Mayorkas’ H-2B Move Pushes Americans Farther Back in the Hiring Line
Doubling the ranks of foreign seasonal workers, the Biden administration has allotted 35,000 more H-2B unskilled labor visas. Department of Homeland Security (DHS) Secretary Alejandro Mayorkas said the move addresses “a serious labor shortage,” but he made no mention of the depressing effect that cut-rate imported labor has on Americans’ wages or the fraud that comes with it.
In fact, the “serious labor shortage” is more hype than reality, as 5.9 million Americans remain unemployed and another 5.9 million are out of the labor market entirely, but all want full-time jobs. An additional 4 million Americans are underemployed, holding part-time jobs but wanting full-time work.
Robert Law, at the Center for Immigration Studies (CIS), says Mayorkas is “letting seasonal employers off the hook from recruiting Americans by offering better wages and working conditions. Instead, the federal government will subsidize bad business models or simply further enrich employers by giving them access to more cheap foreign workers than otherwise would be allowed.”
H-2B visas put foreign nationals to work as landscapers, housekeepers, roofers, horse stable hands, and even carnival workers, among others. Bowing to incessant lobbying by industry pressure groups, Congress has ceded authority to the administration, which is happy to raise visa caps as further its mass immigration agenda. This year’s H-2B increase is the largest administrative bump in history.
By law, H-2B employers are supposed to certify that they first sought U.S. workers at good wages and got no takers. But that hasn’t stopped fraud. In one example, a Maryland seafood and ice company hired foreigners for low-paying jobs but slotted them into positions that would otherwise have commanded higher salaries. That shuffle denied Americans the chance to take those better-paying jobs.

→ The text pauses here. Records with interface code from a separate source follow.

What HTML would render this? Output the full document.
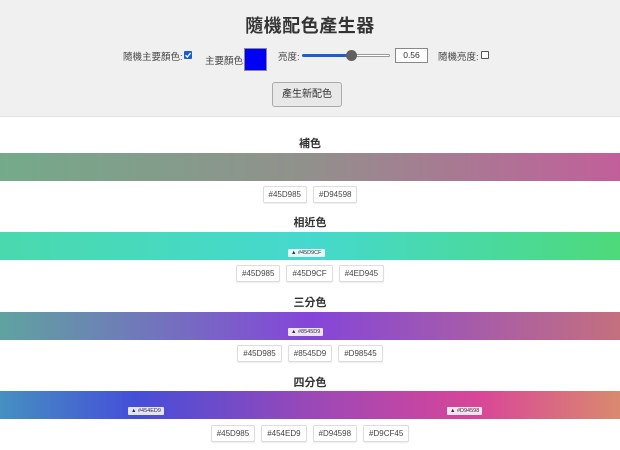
<!DOCTYPE html>
<html><head><meta charset="utf-8"><style>
*{box-sizing:border-box;margin:0;padding:0}
body{width:620px;height:450px;overflow:hidden;background:#fff;font-family:"Liberation Sans","Noto Sans CJK TC",sans-serif;color:#333;position:relative}
.hdr{position:absolute;left:0;top:0;width:620px;height:117px;background:#f0f0f0;border-bottom:1px solid #e4e4e4}
.abs{position:absolute}
h1{position:absolute;left:0;width:620px;top:12px;text-align:center;font-size:18px;font-weight:bold;color:#333;letter-spacing:0.5px}
.lbl{font-size:9.5px;color:#444;position:absolute}
.cb{position:absolute;width:8px;height:8px;border:1px solid #555;border-radius:1px;background:#fff}
.btn{position:absolute;left:272px;top:82px;width:70px;height:25px;border:1px solid #aaa;border-radius:3px;background:#e8e8e8;font-size:10px;text-align:center;line-height:23px}
.t{position:absolute;left:0;width:620px;text-align:center;font-size:11px;font-weight:bold;color:#333}
.bar{position:absolute;left:0;width:620px;height:28px}
.chips{position:absolute;left:0;width:620px;text-align:center;font-size:0}
.chip{display:inline-block;font-size:8px;color:#444;border:1px solid #ddd;border-radius:2px;padding:3px 5px;margin:0 3px;background:#fff;box-shadow:0 1px 1px rgba(0,0,0,.08)}
.mk{position:absolute;background:rgba(255,255,255,.85);font-size:5.5px;color:#333;height:8px;line-height:8px;padding:0 3px;border-radius:1px}
</style></head><body>
<div class="hdr">
<h1>隨機配色產生器</h1>
<div class="lbl" style="left:123px;top:49px">隨機主要顏色:</div>
<div class="cb" style="left:184px;top:51px;background:#1a5fd0;border-color:#1a5fd0"><svg width="8" height="8" style="position:absolute;left:-1px;top:-1px"><path d="M1.5 4.2L3.3 6 6.6 2" stroke="#fff" stroke-width="1.3" fill="none"/></svg></div>
<div class="lbl" style="left:205px;top:53px">主要顏色:</div>
<div class="abs" style="left:244px;top:48px;width:23px;height:23px;background:#0000f5;border:1px solid #888"></div>
<div class="lbl" style="left:278px;top:49px">亮度:</div>
<div class="abs" style="left:302px;top:54px;width:50px;height:3px;background:#1a5fd0;border-radius:2px"></div>
<div class="abs" style="left:352px;top:54px;width:38px;height:3px;background:#fff;border:1px solid #999;border-radius:2px"></div>
<div class="abs" style="left:346px;top:50px;width:11px;height:11px;background:#606060;border-radius:50%"></div>
<div class="abs" style="left:395px;top:48px;width:33px;height:15px;background:#fff;border:1px solid #888;font-size:8.5px;text-align:center;line-height:13px">0.56</div>
<div class="lbl" style="left:438px;top:49px">隨機亮度:</div>
<div class="cb" style="left:481px;top:51px"></div>
<div class="btn">產生新配色</div>
</div>

<div class="t" style="top:135px">補色</div>
<div class="bar" style="top:153px;background:linear-gradient(90deg,#74aa8a,#92908c 50%,#c25f9a)"></div>
<div class="chips" style="top:186px"><span class="chip">#45D985</span><span class="chip">#D94598</span></div>

<div class="t" style="top:214px">相近色</div>
<div class="bar" style="top:232px;background:linear-gradient(90deg,#4ad9ad,#45d9cf 50%,#4ed97a)"></div>
<div class="mk" style="left:288px;top:249px">▲ #45D9CF</div>
<div class="chips" style="top:265px"><span class="chip">#45D985</span><span class="chip">#45D9CF</span><span class="chip">#4ED945</span></div>

<div class="t" style="top:294px">三分色</div>
<div class="bar" style="top:312px;background:linear-gradient(90deg,#5fa3a0,#8545d9 50%,#c4707e)"></div>
<div class="mk" style="left:288px;top:328px">▲ #8545D9</div>
<div class="chips" style="top:345px"><span class="chip">#45D985</span><span class="chip">#8545D9</span><span class="chip">#D98545</span></div>

<div class="t" style="top:374px">四分色</div>
<div class="bar" style="top:391px;background:linear-gradient(90deg,#4590c0,#454ed9 22%,#9a48b8 50%,#d94598 77%,#d98a6e)"></div>
<div class="mk" style="left:128px;top:407px">▲ #454ED9</div>
<div class="mk" style="left:447px;top:407px">▲ #D94598</div>
<div class="chips" style="top:425px"><span class="chip">#45D985</span><span class="chip">#454ED9</span><span class="chip">#D94598</span><span class="chip">#D9CF45</span></div>
</body></html>
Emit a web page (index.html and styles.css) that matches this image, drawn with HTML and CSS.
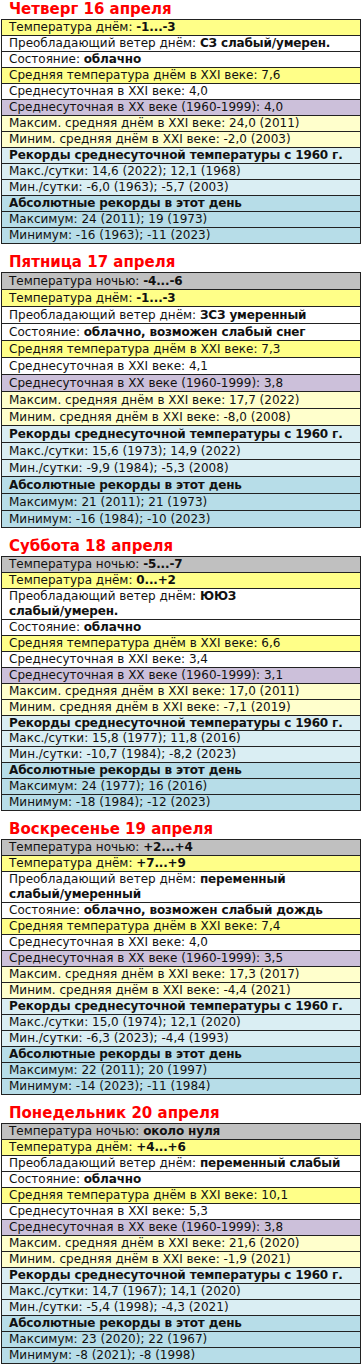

A recent CNBC report challenged Mayorkas’ alarmist claim of a labor crisis, noting that the rate of U.S. job openings has begun to slacken. “They appear to have leveled off, suggesting the labor market has cooled as more workers return to jobs and employer demand for labor fades,” the report stated.
As for pay – a barometer of labor supply and demand – less than half of U.S. workers saw their wage growth this spring keeping pace with inflation. That’s down from 58 percent a year ago. To those who argue that importing cheap foreign labor serves as a brake on inflation, a CIS study this month debunked the notion and reasonably asked whether reducing wages of the lowest-paid workers is sound public policy. A rhetorical question, to be sure.
FAIR has long advocated for stronger federal scrutiny of purported labor shortages, as well as enforcement at worksites that use H-2B and other labor visas. Unfortunately for Americans, Mayorkas & Co. are heading in the opposite direction, relegating U.S. workers to the back of the hiring line.